DIRECTION ::
Collect every line in the records below that contains the word "this".

(Front-end source files)
⁂

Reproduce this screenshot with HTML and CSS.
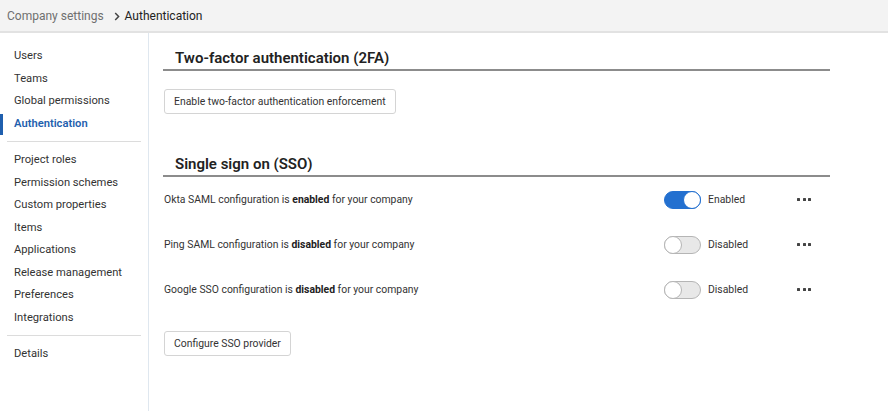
FILE: index.html
```html
<!DOCTYPE html>
<html>
<head>
<meta charset="utf-8">
<link rel="stylesheet" href="styles.css">
</head>
<body>
<header class="topbar">
  <span class="crumb">Company settings</span>
  <svg class="chev" width="6" height="9" viewBox="0 0 6 9"><path d="M1.2 1 L4.6 4.5 L1.2 8" fill="none" stroke="#444" stroke-width="1.5"/></svg>
  <span class="crumb-current">Authentication</span>
</header>
<div class="layout">
  <nav class="sidebar">
    <ul class="nav-group">
      <li>Users</li>
      <li>Teams</li>
      <li>Global permissions</li>
      <li class="active">Authentication</li>
    </ul>
    <ul class="nav-group">
      <li>Project roles</li>
      <li>Permission schemes</li>
      <li>Custom properties</li>
      <li>Items</li>
      <li>Applications</li>
      <li>Release management</li>
      <li>Preferences</li>
      <li>Integrations</li>
    </ul>
    <ul class="nav-group">
      <li>Details</li>
    </ul>
  </nav>
  <main class="content">
    <section class="section">
      <h2 class="section-title">Two-factor authentication (2FA)</h2>
      <button class="btn">Enable two-factor authentication enforcement</button>
    </section>
    <section class="section sso">
      <h2 class="section-title">Single sign on (SSO)</h2>
      <div class="sso-list">
        <div class="sso-row">
          <span class="sso-text">Okta SAML configuration is <b>enabled</b> for your company</span>
          <span class="toggle on"><span class="knob"></span></span>
          <span class="toggle-label">Enabled</span>
          <span class="dots"><i></i><i></i><i></i></span>
        </div>
        <div class="sso-row">
          <span class="sso-text">Ping SAML configuration is <b>disabled</b> for your company</span>
          <span class="toggle"><span class="knob"></span></span>
          <span class="toggle-label">Disabled</span>
          <span class="dots"><i></i><i></i><i></i></span>
        </div>
        <div class="sso-row">
          <span class="sso-text">Google SSO configuration is <b>disabled</b> for your company</span>
          <span class="toggle"><span class="knob"></span></span>
          <span class="toggle-label">Disabled</span>
          <span class="dots"><i></i><i></i><i></i></span>
        </div>
      </div>
      <button class="btn btn-config">Configure SSO provider</button>
    </section>
  </main>
</div>
</body>
</html>
```
FILE: styles.css
```css
* { box-sizing: border-box; }
html, body { margin: 0; padding: 0; height: 100%; }
body {
  font-family: Roboto, "Noto Sans", sans-serif;
  color: #333;
  background: #fff;
  display: flex;
  flex-direction: column;
}
.topbar {
  height: 33px;
  flex: none;
  background: #f3f3f3;
  border-bottom: 2px solid #e2e2e2;
  display: flex;
  align-items: center;
  padding-left: 7px;
  font-size: 12px;
}
.crumb { color: #6f6f6f; }
.chev { margin: 1px 5px 0 10px; }
.crumb-current { color: #222; }
.layout { flex: 1; display: flex; min-height: 0; }
.sidebar {
  width: 149px;
  flex: none;
  border-right: 1px solid #dfe7ef;
  padding: 12px 7px 0 0;
}
.nav-group {
  list-style: none;
  margin: 0 0 0 7px;
  padding: 0 0 6px;
  border-bottom: 1px solid #dcdcdc;
}
.nav-group + .nav-group { padding-top: 7px; }
.nav-group:last-child { border-bottom: none; }
.nav-group li {
  font-size: 11.2px;
  color: #333;
  height: 22.5px;
  line-height: 22.5px;
  padding-left: 7px;
  position: relative;
}
.nav-group li.active { color: #1f5fae; font-weight: 600; }
.nav-group li.active::before {
  content: "";
  position: absolute;
  left: -7px;
  top: 1px;
  bottom: 0;
  width: 3px;
  background: #1f5fae;
}
.content { flex: 1; padding: 16px 0 0 14px; }
.section { width: 667px; }
.section-title {
  margin: 0;
  font-size: 15px;
  font-weight: 600;
  color: #222;
  padding: 0 0 2px 12px;
  border-bottom: 2px solid #8c8c8c;
  line-height: 18px;
}
.btn {
  font-family: inherit;
  font-size: 10.4px;
  color: #333;
  background: #fff;
  border: 1px solid #d4d4d4;
  border-radius: 3px;
  height: 25px;
  padding: 0 9px;
  margin: 18px 0 0 1px;
  display: block;
}
.sso { margin-top: 41px; }
.sso-row {
  display: flex;
  align-items: center;
  height: 45px;
  font-size: 10.4px;
  color: #333;
  padding-left: 1px;
}
.sso-text { flex: 1; }
.sso-text b { font-weight: 700; color: #222; }
.toggle {
  width: 37px;
  height: 18px;
  border-radius: 9px;
  background: #e8e8e8;
  border: 1px solid #b5b5b5;
  position: relative;
  flex: none;
}
.toggle .knob {
  position: absolute;
  top: -1px;
  left: -1px;
  width: 18px;
  height: 18px;
  border-radius: 50%;
  background: #fff;
  border: 1px solid #b5b5b5;
}
.toggle.on { background: #2370d0; border-color: #2370d0; }
.toggle.on .knob { left: auto; right: -1px; border-color: #2370d0; }
.toggle-label { width: 96px; padding-left: 7px; }
.dots { width: 33px; display: flex; gap: 2.5px; }
.dots i { width: 3px; height: 3px; background: #444; display: block; border-radius: 0.5px; }
.btn-config { margin-top: 19px; }
```
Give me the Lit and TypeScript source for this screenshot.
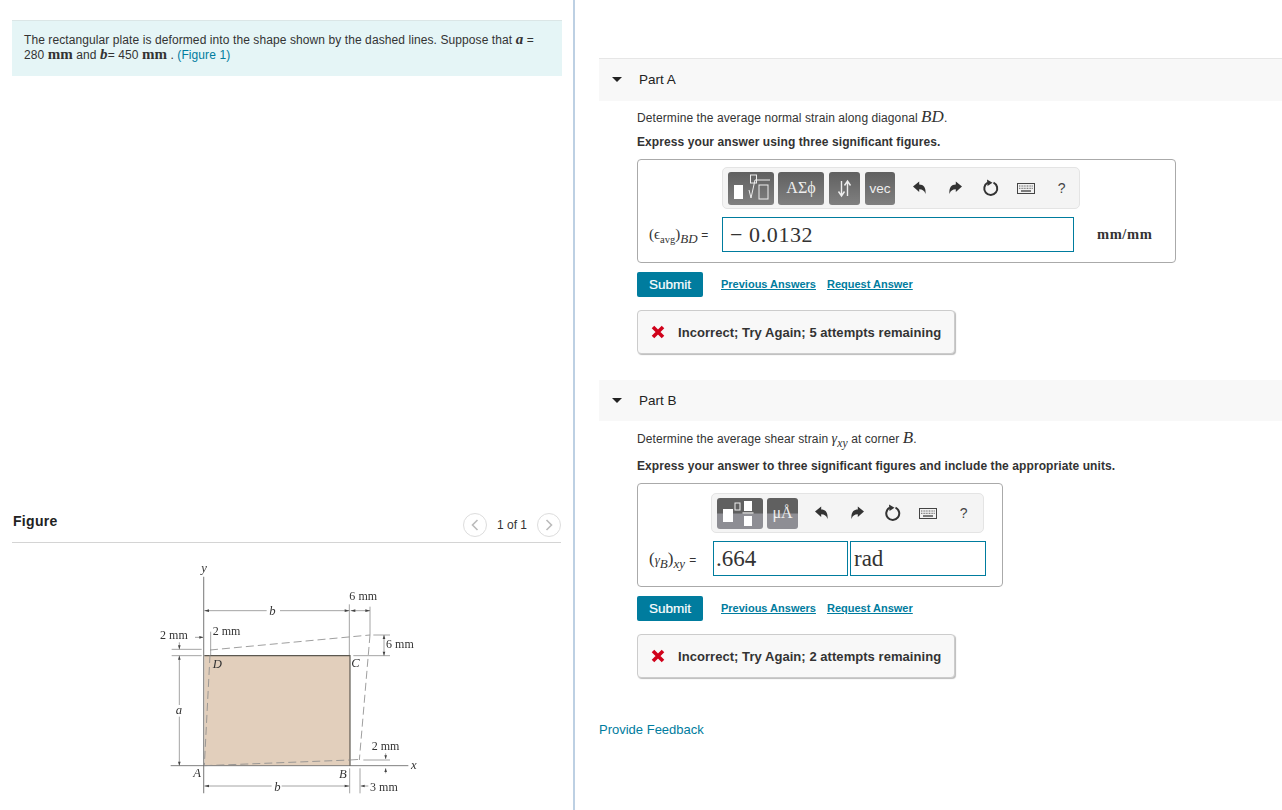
import { LitElement, html, css, svg } from 'lit';
import { customElement } from 'lit/decorators.js';

const undoIcon = html`<svg class="ic" viewBox="0 0 16 16"><path d="M1 6.500 7.200 1.500v3c4.300 0 7 3 6.300 9.500-1-3.200-3-4.700-6.300-4.700v2.700z"/></svg>`;
const redoIcon = html`<svg class="ic flip" viewBox="0 0 16 16"><path d="M1 6.500 7.200 1.500v3c4.300 0 7 3 6.300 9.500-1-3.200-3-4.700-6.300-4.700v2.700z"/></svg>`;
const resetIcon = html`<svg class="ic big" viewBox="0 0 18 18"><path d="M11.500 3.600A6.500 6.500 0 1 1 5.800 3.700" fill="none" stroke="#333" stroke-width="2"/><path d="M5 0.500 10.500 3.800 5.500 7z"/></svg>`;
const keyboardIcon = html`<svg class="kb" viewBox="0 0 18 11">
  <rect x=".5" y=".5" width="17" height="10" fill="#f2f2f2" stroke="#444"/>
  <path d="M2 3h14M2 5.300h14" stroke="#666" stroke-width="1" stroke-dasharray="1 .6"/>
  <path d="M4 8h10" stroke="#555" stroke-width="1.500"/>
</svg>`;

const templatesBtn = html`<span class="tb t1"><svg viewBox="0 0 46 33">
  <rect x="6" y="13" width="9" height="14" fill="#fff"/>
  <rect x="22.500" y="3" width="6" height="8" fill="none" stroke="#eee"/>
  <path d="M21 18l2 8 4-18h15" fill="none" stroke="#eee"/>
  <rect x="31" y="13" width="9" height="14" fill="none" stroke="#eee"/>
</svg></span>`;

const arrowsBtn = html`<span class="tb t3"><svg viewBox="0 0 31 33">
  <path d="M12.500 9V23M9.500 19.500 12.500 24l3-4.500M18.500 24V10M15.500 13.500 18.500 9l3 4.500" fill="none" stroke="#eee" stroke-width="1.400"/>
</svg></span>`;

const fractionBtn = html`<span class="tb t5"><svg viewBox="0 0 46 31">
  <rect x="6" y="11" width="10" height="13" fill="#fff"/>
  <rect x="18" y="5" width="5" height="7" fill="none" stroke="#eee"/>
  <rect x="27" y="3" width="8" height="10" fill="#fff"/>
  <rect x="25.500" y="14" width="11" height="2" fill="#bbb"/>
  <rect x="27" y="18" width="8" height="10" fill="#fff"/>
</svg></span>`;

function figureDiagram() {
  return html`<svg class="figure" viewBox="0 0 870 750">
    <rect x="193" y="302" width="437" height="330" fill="#e2cfbc"/>
    ${svg`
      <g fill="none" stroke="#777" stroke-width="2">
        <path d="M628 148V300M690 155V240M95 283H185M95 302H185M212 230V300M700 240H750M640 302H750M670 615H750M629 640V715M660 640V715"/>
        <path d="M193 167H380M420 167H628M632 167H690M118 262V283M118 302V450M118 485V632M165 247H190M732 240V302M737 595V612M737 640V655M193 693H395M425 693H628M685 693H662"/>
      </g>
      <g fill="#444">
        <path d="M193 167l14-4v8zM628 167l-14-4v8zM632 167l14-4v8zM690 167l-14-4v8zM118 283l-4-12h8zM118 302l-4 12h8zM118 632l-4-12h8zM190 247l-12-4v8zM732 240l-4 12h8zM732 302l-4-12h8zM737 612l-4-11h8zM737 640l-4 11h8zM193 693l14-4v8zM628 693l-14-4v8zM662 693l12-4v8z"/>
      </g>
      <path d="M191 65V715" stroke="#8a8a8a" stroke-width="3.500" fill="none"/>
      <path d="M92 632H805" stroke="#666" stroke-width="2.500" fill="none"/>
      <path d="M193 302H630V632" stroke="#5c5850" stroke-width="3.500" fill="none"/>
      <path d="M193 632 630 615M630 615 660 613M210 285 690 240M210 300 193 632M690 240 658 615" stroke="#8c8c8c" stroke-width="2.500" stroke-dasharray="24 12" fill="none"/>
      <g class="lbl">
        <text x="60" y="251">2 mm</text>
        <text x="218" y="241">2 mm</text>
        <text x="628" y="136">6 mm</text>
        <text x="738" y="279">6 mm</text>
        <text x="695" y="584">2 mm</text>
        <text x="690" y="708">3 mm</text>
      </g>
      <g class="lbl it">
        <text x="388" y="181">b</text>
        <text x="403" y="707">b</text>
        <text x="107" y="476">a</text>
        <text x="218" y="340">D</text>
        <text x="634" y="337">C</text>
        <text x="160" y="666">A</text>
        <text x="597" y="668">B</text>
        <text x="813" y="642">x</text>
        <text x="184" y="52">y</text>
      </g>
    `}
  </svg>`;
}

@customElement('app-root')
export class AppRoot extends LitElement {
  static styles = css`
    :host { display: flex; width: 1282px; height: 810px; overflow: hidden; background: #fff; color: #333; font-family: "Liberation Sans", Arial, sans-serif; font-size: 12px; letter-spacing: .09px; }
    sub { line-height: 0; }
    .left { width: 575px; height: 810px; box-sizing: border-box; border-right: 2px solid #bdd0e3; padding: 20px 12px 0; flex: none; }
    .intro { width: 550px; height: 56px; box-sizing: border-box; background: #e5f5f6; border-top: 1px solid #dbe6e6; padding: 12px 12px 0; line-height: 15px; }
    .m { font-family: "Liberation Serif", serif; font-size: 14px; line-height: 0; }
    .mb { font-family: "Liberation Serif", serif; font-weight: bold; font-size: 15px; line-height: 0; }
    .mi { font-family: "Liberation Serif", serif; font-style: italic; font-weight: bold; font-size: 15px; line-height: 0; }
    a { color: #007c9e; text-decoration: none; }
    .fig-head { margin-top: 434px; width: 549px; height: 33px; box-sizing: border-box; border-bottom: 1px solid #d4d4d4; display: flex; align-items: center; justify-content: space-between; padding-bottom: 11px; }
    .fig-head b { font-size: 14px; color: #222; letter-spacing: .3px; margin-left: 1px; }
    .pager { display: flex; align-items: center; gap: 10px; font-size: 12px; letter-spacing: 0; position: relative; top: 4px; }
    .circ { width: 24px; height: 24px; box-sizing: border-box; border: 1px solid #ddd; border-radius: 50%; display: flex; align-items: center; justify-content: center; }
    .circ svg { width: 8px; height: 12px; }
    .figure { display: block; width: 290px; height: 250px; margin: 12px 0 0 128px; filter: blur(.35px); }
    .lbl text { font-family: "Liberation Serif", serif; font-size: 36px; fill: #333; }
    .lbl.it text { font-style: italic; font-size: 38px; }

    .right { flex: 1; padding-top: 58px; min-width: 0; padding-left: 24px; }
    .part-head { height: 43px; box-sizing: border-box; background: #f8f8f8; border-top: 1px solid #e6e6e6; display: flex; align-items: center; font-size: 13.500px; letter-spacing: 0; color: #222; padding-bottom: 1px; }
    .part-head.b { height: 41px; border-top: none; margin-top: 26px; padding-bottom: 0; }
    .tri { width: 0; height: 0; border-left: 5px solid transparent; border-right: 5px solid transparent; border-top: 5px solid #222; margin: 0 17px 0 13px; }
    .body { padding-left: 38px; }
    .q { line-height: 16px; margin-top: 9px; }
    .q-b { margin-top: 10px; }
    .strong { font-weight: bold; line-height: 16px; margin-top: 8px; color: #333; }
    .strong-b { margin-top: 11px; }
    .bm { font-family: "Liberation Serif", serif; font-style: italic; font-size: 17px; line-height: 0; }
    .answer { box-sizing: border-box; height: 104px; border: 1px solid #aaa; border-radius: 4px; margin-top: 9px; padding-top: 7px; }
    .answer.a { width: 539px; }
    .answer.b { width: 366px; padding-top: 9px; }
    .toolbar { box-sizing: border-box; height: 42px; background: #f4f4f4; border: 1px solid #e4e4e4; border-radius: 5px; display: flex; align-items: center; padding-left: 5px; margin-left: 84px; width: 358px; }
    .b .toolbar { margin-left: 73px; width: 273px; height: 40px; }
    .tb { box-sizing: border-box; height: 33px; border-radius: 3px; background: linear-gradient(#606060, #808080); color: #eee; display: flex; align-items: center; justify-content: center; margin-right: 4px; flex: none; letter-spacing: 0; }
    .b .tb { height: 31px; }
    .tb svg { display: block; width: 100%; height: 100%; }
    .t1 { width: 46px; }
    .t2 { width: 46px; font-family: "Liberation Serif", serif; font-size: 16px; }
    .t3 { width: 31px; margin-left: 1px; }
    .t4 { width: 30px; font-size: 13.500px; margin-left: 1px; }
    .t5 { width: 46px; background: linear-gradient(#606060 49%, #8e8e94 51%); }
    .t6 { width: 31px; background: linear-gradient(#606060 49%, #8e8e94 51%); font-family: "Liberation Serif", serif; font-size: 16px; }
    .tools { display: flex; align-items: center; padding-left: 3px; color: #444; font-size: 14px; letter-spacing: 0; }
    .b .tools { padding-left: 2px; }
    .tool { width: 35.500px; display: flex; justify-content: center; flex: none; }
    .ic { width: 16px; height: 16px; fill: #333; display: block; }
    .ic.big { width: 18px; height: 18px; }
    .ic.flip { transform: scaleX(-1); }
    .kb { width: 18px; height: 11px; display: block; }
    .ans-row { display: flex; align-items: center; margin-top: 8px; }
    .lab { width: 84px; box-sizing: border-box; padding-left: 11px; font-family: "Liberation Serif", serif; font-size: 15px; letter-spacing: 0; white-space: nowrap; flex: none; }
    .b .lab { width: 75px; font-size: 17px; }
    .lab i { font-size: 13px; }
    .lab sub { font-size: 10.500px; }
    .lab .eq { font-family: "Liberation Sans", sans-serif; font-size: 12px; }
    .field { box-sizing: border-box; border: 1px solid #007c9e; background: #fff; height: 35px; display: flex; align-items: center; font-family: "Liberation Serif", serif; font-size: 22px; letter-spacing: 0; color: #333; padding-left: 7px; }
    .f1 { width: 352px; letter-spacing: .6px; }
    .f2 { width: 135px; padding-left: 2px; margin-right: 2px; font-size: 23px; }
    .f3 { width: 136px; padding-left: 3px; font-size: 23px; }
    .unit { font-family: "Liberation Serif", serif; font-weight: bold; font-size: 14.500px; letter-spacing: .6px; margin-left: 23px; color: #333; }
    .actions { display: flex; align-items: center; margin-top: 9px; }
    .submit { box-sizing: border-box; width: 66px; height: 25px; background: #007c9e; color: #fff; border-radius: 2px; font-size: 13.500px; letter-spacing: 0; display: flex; align-items: center; justify-content: center; -webkit-text-stroke: .2px #fff; }
    .actions a { font-size: 11px; font-weight: bold; letter-spacing: 0; text-decoration: underline; margin-left: 11px; margin-bottom: 2px; }
    .actions a:first-of-type { margin-left: 18px; }
    .fb { box-sizing: border-box; width: 318px; height: 44px; margin-top: 13px; background: #f8f8f8; border: 1px solid #ccc; border-radius: 4px; box-shadow: 1px 1px 1px #bbb; display: flex; align-items: center; padding-left: 13px; gap: 13px; font-size: 13px; font-weight: bold; letter-spacing: .05px; color: #333; }
    .fb svg { width: 14px; height: 14px; display: block; }
    .provide { display: block; margin-top: 44px; font-size: 13px; letter-spacing: 0; line-height: 16px; }
  `;

  private renderFeedback(left: number) {
    return html`<div class="fb">
      <svg viewBox="0 0 14 14"><path d="M2 2 12 12M12 2 2 12" stroke="#d0021b" stroke-width="3.600" fill="none"/></svg>
      <span>Incorrect; Try Again; ${left} attempts remaining</span>
    </div>`;
  }

  private renderActions() {
    return html`<div class="actions">
      <span class="submit">Submit</span>
      <a href="#">Previous Answers</a>
      <a href="#">Request Answer</a>
    </div>`;
  }

  private renderTools() {
    return html`<div class="tools">
      <span class="tool">${undoIcon}</span>
      <span class="tool">${redoIcon}</span>
      <span class="tool">${resetIcon}</span>
      <span class="tool">${keyboardIcon}</span>
      <span class="tool">?</span>
    </div>`;
  }

  render() {
    return html`
      <section class="left">
        <div class="intro">
          The rectangular plate is deformed into the shape shown by the dashed lines. Suppose that <span class="mi">a</span> =<br />
          280 <span class="mb">mm</span> and <span class="mi">b</span>= 450 <span class="mb">mm</span> . <a href="#">(Figure 1)</a>
        </div>
        <div class="fig-head">
          <b>Figure</b>
          <div class="pager">
            <span class="circ"><svg viewBox="0 0 8 12"><path d="M6.500 1 1.500 6l5 5" fill="none" stroke="#bbb" stroke-width="1.600"/></svg></span>
            <span>1 of 1</span>
            <span class="circ"><svg viewBox="0 0 8 12"><path d="M1.500 1 6.500 6l-5 5" fill="none" stroke="#bbb" stroke-width="1.600"/></svg></span>
          </div>
        </div>
        ${figureDiagram()}
      </section>

      <section class="right">
        <div class="part-head"><span class="tri"></span>Part A</div>
        <div class="body">
          <div class="q">Determine the average normal strain along diagonal <span class="bm">BD</span>.</div>
          <div class="strong">Express your answer using three significant figures.</div>
          <div class="answer a">
            <div class="toolbar">
              ${templatesBtn}
              <span class="tb t2">ΑΣϕ</span>
              ${arrowsBtn}
              <span class="tb t4">vec</span>
              ${this.renderTools()}
            </div>
            <div class="ans-row">
              <span class="lab">(ϵ<sub>avg</sub>)<sub><i>BD</i></sub> <span class="eq">=</span></span>
              <span class="field f1">− 0.0132</span>
              <span class="unit">mm/mm</span>
            </div>
          </div>
          ${this.renderActions()}
          ${this.renderFeedback(5)}
        </div>

        <div class="part-head b"><span class="tri"></span>Part B</div>
        <div class="body">
          <div class="q q-b">Determine the average shear strain <span class="m"><i>γ</i><sub><i>xy</i></sub></span> at corner <span class="bm">B</span>.</div>
          <div class="strong strong-b">Express your answer to three significant figures and include the appropriate units.</div>
          <div class="answer b">
            <div class="toolbar">
              ${fractionBtn}
              <span class="tb t6">μÅ</span>
              ${this.renderTools()}
            </div>
            <div class="ans-row">
              <span class="lab">(<i>γ</i><sub><i>B</i></sub>)<sub><i>xy</i></sub> <span class="eq">=</span></span>
              <span class="field f2">.664</span>
              <span class="field f3">rad</span>
            </div>
          </div>
          ${this.renderActions()}
          ${this.renderFeedback(2)}
        </div>
        <a class="provide" href="#">Provide Feedback</a>
      </section>
    `;
  }
}

declare global { interface HTMLElementTagNameMap { 'app-root': AppRoot; } }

⁂

EXPECTED OUTPUT ::
Reproduce this screenshot with HTML and CSS.
Give me the Lit and TypeScript source for this screenshot.
              ${this.renderTools()}
          ${this.renderActions()}
          ${this.renderFeedback(5)}
              ${this.renderTools()}
          ${this.renderActions()}
          ${this.renderFeedback(2)}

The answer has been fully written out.